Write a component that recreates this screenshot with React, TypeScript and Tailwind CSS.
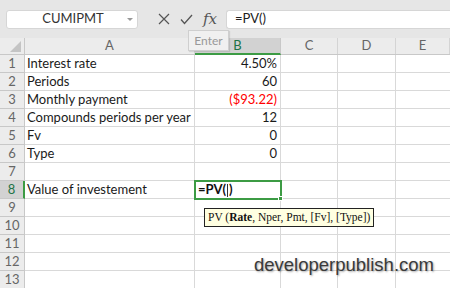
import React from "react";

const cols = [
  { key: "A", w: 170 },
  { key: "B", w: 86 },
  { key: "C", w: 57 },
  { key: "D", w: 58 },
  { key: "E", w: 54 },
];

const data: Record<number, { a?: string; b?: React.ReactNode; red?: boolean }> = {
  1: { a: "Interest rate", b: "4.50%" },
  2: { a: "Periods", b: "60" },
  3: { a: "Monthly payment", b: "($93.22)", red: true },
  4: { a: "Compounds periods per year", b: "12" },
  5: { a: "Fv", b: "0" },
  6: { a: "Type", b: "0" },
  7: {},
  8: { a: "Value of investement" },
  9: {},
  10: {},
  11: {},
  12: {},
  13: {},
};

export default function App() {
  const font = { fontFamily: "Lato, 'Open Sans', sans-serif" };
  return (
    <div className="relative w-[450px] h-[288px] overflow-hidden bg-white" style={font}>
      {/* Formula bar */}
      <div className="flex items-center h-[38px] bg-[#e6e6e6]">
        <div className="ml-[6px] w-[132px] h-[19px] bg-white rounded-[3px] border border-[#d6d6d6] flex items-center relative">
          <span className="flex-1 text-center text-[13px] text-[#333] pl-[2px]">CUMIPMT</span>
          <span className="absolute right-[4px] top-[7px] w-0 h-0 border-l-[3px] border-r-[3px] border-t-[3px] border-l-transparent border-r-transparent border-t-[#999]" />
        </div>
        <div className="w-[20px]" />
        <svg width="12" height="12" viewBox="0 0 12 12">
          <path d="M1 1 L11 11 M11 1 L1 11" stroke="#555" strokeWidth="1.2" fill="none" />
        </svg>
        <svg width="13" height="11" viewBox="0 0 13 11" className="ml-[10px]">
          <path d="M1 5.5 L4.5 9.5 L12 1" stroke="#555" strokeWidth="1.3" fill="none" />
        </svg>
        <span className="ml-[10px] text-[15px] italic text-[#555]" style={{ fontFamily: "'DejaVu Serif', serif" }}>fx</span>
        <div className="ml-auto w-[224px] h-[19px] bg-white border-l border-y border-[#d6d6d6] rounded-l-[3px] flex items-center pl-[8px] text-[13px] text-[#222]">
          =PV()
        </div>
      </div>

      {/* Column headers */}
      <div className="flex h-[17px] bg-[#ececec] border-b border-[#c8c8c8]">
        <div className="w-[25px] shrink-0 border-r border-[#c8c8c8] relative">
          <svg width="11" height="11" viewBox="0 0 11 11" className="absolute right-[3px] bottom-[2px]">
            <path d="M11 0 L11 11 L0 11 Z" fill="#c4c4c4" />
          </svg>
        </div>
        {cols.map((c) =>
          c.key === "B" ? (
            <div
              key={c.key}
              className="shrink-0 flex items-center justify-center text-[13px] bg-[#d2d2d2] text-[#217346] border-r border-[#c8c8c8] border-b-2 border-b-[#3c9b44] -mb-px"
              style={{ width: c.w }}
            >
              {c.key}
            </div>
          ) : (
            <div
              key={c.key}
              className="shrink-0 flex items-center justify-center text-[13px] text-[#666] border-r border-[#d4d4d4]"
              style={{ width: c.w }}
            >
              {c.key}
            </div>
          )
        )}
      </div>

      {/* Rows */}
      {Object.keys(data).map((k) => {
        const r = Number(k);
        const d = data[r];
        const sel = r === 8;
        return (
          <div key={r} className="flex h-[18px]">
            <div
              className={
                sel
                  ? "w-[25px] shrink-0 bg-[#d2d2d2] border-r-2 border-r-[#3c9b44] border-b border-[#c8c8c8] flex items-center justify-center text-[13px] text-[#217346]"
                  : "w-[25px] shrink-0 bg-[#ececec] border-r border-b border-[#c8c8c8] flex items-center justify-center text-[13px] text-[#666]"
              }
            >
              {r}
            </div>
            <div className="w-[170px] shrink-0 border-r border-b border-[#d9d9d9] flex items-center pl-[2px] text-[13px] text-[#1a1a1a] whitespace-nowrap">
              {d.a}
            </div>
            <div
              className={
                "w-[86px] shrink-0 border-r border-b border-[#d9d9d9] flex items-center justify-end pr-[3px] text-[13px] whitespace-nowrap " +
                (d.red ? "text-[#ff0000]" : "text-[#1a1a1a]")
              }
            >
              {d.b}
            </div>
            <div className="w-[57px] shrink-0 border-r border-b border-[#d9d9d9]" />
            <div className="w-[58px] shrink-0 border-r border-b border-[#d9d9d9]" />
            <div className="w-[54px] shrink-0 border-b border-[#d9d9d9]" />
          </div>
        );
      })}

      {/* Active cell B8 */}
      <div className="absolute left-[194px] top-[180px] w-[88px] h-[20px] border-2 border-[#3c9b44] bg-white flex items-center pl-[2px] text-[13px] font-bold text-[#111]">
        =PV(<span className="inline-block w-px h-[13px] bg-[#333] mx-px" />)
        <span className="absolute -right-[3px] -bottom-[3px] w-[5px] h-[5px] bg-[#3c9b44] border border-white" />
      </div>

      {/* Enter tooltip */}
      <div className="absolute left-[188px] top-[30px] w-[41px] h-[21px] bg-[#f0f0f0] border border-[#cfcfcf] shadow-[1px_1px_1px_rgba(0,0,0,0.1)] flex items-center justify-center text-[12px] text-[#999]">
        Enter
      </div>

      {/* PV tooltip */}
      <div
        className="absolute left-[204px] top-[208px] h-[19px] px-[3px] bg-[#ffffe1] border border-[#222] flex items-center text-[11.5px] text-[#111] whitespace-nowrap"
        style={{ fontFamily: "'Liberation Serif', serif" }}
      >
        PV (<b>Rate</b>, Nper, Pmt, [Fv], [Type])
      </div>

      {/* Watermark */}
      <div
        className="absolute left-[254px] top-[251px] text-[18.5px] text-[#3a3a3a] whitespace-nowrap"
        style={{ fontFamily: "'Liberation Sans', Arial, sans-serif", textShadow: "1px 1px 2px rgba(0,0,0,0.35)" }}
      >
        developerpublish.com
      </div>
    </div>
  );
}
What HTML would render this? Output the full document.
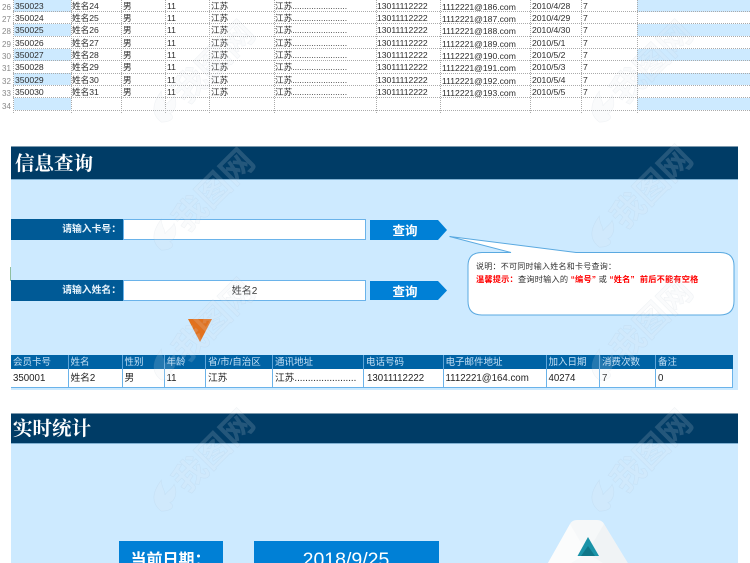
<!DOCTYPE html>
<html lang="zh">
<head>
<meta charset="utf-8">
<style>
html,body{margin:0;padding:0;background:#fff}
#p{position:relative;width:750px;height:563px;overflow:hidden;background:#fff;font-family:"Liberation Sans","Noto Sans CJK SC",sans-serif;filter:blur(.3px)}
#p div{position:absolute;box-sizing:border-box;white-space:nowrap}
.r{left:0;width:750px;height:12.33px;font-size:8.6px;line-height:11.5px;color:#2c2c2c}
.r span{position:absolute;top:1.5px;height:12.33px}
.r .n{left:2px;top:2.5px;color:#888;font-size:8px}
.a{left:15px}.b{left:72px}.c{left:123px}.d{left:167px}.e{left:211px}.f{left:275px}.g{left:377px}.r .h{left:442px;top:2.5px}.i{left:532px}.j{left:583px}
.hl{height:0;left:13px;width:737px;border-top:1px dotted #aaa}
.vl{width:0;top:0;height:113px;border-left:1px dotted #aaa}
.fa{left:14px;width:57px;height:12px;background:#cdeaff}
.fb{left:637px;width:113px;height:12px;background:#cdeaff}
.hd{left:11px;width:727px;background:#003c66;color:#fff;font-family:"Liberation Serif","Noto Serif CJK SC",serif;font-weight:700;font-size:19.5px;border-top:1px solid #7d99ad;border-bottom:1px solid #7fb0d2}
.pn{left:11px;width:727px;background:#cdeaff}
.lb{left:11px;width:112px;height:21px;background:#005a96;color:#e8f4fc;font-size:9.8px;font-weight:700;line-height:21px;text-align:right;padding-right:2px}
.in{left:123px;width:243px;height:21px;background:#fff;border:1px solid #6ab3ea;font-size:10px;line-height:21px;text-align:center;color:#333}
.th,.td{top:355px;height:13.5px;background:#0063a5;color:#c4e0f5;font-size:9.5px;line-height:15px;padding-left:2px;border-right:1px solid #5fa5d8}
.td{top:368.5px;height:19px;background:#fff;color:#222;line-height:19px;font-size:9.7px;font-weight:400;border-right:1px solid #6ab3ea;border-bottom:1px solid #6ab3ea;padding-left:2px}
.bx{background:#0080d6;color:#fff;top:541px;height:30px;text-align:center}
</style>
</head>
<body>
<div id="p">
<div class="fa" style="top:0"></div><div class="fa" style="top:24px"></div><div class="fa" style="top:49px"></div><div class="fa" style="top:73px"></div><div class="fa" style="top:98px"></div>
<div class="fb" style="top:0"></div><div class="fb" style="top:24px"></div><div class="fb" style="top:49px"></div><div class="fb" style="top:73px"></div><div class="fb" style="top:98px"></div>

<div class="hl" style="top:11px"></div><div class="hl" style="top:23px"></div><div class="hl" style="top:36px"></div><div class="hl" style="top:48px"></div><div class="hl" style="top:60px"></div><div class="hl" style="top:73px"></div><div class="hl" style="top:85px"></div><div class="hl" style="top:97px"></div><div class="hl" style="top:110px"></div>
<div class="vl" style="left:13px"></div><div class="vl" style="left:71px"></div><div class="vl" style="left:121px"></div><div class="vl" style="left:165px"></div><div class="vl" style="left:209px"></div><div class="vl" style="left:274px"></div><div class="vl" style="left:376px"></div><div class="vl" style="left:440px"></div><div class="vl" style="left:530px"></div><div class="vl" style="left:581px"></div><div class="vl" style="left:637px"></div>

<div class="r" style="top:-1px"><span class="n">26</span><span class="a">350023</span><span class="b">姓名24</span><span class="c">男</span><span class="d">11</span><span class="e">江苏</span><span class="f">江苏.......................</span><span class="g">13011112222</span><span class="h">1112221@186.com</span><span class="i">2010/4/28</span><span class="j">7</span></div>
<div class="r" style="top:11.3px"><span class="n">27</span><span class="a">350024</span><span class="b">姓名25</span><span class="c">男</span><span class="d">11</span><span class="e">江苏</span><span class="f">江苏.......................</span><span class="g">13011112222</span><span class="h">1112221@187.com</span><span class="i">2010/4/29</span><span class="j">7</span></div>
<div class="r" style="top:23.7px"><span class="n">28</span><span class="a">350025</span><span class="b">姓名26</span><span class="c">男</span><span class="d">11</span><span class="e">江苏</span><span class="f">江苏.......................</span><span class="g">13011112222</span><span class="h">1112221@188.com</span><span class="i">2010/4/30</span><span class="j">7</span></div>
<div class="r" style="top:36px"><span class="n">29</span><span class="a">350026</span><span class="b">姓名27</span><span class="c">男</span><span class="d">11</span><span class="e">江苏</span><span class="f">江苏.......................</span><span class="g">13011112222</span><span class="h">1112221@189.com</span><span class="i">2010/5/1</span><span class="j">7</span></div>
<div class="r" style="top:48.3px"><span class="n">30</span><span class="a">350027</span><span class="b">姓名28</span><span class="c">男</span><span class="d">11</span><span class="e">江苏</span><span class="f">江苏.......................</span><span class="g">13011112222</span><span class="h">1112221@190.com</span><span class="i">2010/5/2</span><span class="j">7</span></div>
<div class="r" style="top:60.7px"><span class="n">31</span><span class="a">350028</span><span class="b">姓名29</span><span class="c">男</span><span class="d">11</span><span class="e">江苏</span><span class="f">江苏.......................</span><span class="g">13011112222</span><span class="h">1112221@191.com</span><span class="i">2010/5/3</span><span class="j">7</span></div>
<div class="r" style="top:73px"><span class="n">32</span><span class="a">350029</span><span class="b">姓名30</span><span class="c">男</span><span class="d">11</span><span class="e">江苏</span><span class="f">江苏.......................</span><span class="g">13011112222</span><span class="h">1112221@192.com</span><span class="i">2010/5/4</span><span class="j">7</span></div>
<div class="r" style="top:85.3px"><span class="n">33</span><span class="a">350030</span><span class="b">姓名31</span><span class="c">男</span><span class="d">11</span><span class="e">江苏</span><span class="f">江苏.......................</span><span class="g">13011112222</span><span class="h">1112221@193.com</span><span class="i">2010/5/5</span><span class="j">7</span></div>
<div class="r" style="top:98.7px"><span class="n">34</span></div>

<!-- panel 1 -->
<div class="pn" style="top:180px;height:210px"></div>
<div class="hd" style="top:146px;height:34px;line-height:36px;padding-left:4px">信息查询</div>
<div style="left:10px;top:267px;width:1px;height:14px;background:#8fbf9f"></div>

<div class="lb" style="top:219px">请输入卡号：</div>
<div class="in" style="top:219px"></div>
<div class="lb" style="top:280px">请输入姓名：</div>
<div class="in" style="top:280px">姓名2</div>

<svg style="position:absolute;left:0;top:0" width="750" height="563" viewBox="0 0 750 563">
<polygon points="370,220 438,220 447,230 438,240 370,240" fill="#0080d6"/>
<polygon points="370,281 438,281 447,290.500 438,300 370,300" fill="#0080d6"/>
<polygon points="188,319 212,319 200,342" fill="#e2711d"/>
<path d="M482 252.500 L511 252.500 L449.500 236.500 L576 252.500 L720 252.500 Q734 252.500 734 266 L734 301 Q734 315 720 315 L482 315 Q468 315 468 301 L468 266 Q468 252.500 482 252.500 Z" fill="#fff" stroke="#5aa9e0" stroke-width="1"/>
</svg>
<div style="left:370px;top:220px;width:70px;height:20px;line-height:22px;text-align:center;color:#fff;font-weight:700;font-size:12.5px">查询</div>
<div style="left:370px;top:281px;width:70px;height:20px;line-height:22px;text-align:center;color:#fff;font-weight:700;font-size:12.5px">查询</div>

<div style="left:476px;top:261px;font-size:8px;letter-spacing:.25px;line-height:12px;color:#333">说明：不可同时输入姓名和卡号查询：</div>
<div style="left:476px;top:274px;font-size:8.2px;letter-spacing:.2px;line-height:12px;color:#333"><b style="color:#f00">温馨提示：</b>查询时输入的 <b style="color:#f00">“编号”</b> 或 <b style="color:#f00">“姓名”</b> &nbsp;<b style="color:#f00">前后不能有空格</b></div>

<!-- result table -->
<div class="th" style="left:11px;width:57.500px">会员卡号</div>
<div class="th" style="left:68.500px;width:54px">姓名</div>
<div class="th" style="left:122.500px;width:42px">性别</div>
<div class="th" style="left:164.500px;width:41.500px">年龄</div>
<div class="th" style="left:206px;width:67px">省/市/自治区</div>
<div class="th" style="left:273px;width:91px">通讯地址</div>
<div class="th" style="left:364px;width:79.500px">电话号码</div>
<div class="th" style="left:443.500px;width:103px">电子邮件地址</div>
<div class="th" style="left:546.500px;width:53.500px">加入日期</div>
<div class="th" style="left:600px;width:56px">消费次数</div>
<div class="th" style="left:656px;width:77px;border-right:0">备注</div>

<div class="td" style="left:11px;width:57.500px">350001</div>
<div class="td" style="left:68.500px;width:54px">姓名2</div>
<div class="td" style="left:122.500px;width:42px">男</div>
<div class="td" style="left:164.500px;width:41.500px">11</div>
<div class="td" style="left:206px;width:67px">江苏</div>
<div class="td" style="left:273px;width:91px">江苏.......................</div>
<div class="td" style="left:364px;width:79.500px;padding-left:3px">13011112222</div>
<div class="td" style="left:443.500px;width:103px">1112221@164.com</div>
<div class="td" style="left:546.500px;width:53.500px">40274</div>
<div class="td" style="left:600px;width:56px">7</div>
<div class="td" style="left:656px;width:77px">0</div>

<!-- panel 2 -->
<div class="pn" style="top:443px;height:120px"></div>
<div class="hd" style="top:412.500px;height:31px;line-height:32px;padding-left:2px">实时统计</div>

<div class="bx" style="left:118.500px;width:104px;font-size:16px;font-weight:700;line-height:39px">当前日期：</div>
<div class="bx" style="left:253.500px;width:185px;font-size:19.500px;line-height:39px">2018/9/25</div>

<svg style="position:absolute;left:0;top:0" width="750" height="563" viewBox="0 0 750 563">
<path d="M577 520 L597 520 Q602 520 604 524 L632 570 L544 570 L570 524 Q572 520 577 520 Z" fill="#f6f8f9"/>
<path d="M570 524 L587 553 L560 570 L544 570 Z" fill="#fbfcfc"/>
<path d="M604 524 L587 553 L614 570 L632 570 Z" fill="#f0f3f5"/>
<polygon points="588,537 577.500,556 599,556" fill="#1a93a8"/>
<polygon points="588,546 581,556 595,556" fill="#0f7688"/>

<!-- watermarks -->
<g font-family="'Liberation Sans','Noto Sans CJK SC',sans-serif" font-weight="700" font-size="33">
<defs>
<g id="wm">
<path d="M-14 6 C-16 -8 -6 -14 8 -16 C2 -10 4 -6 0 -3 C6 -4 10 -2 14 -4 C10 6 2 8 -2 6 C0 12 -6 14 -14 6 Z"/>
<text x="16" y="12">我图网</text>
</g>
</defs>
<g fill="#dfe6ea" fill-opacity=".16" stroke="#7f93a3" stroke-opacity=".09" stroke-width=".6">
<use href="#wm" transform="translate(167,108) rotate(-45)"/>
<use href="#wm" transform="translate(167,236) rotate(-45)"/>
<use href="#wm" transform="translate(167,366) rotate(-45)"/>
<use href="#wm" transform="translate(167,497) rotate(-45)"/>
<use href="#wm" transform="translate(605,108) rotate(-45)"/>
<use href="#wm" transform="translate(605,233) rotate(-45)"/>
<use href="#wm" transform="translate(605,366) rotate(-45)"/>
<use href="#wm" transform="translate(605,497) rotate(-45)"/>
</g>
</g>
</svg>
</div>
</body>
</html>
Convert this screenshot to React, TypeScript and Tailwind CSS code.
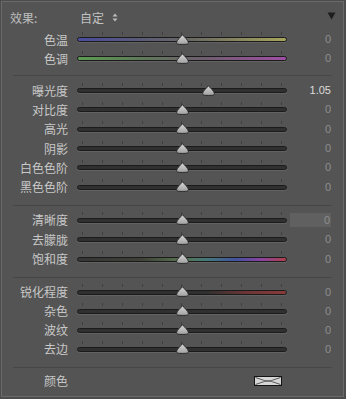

**What you have to do:** Your answer should be a single number: the count of lines in these records that hold the string "screenshot".

**Reply to the task:** 2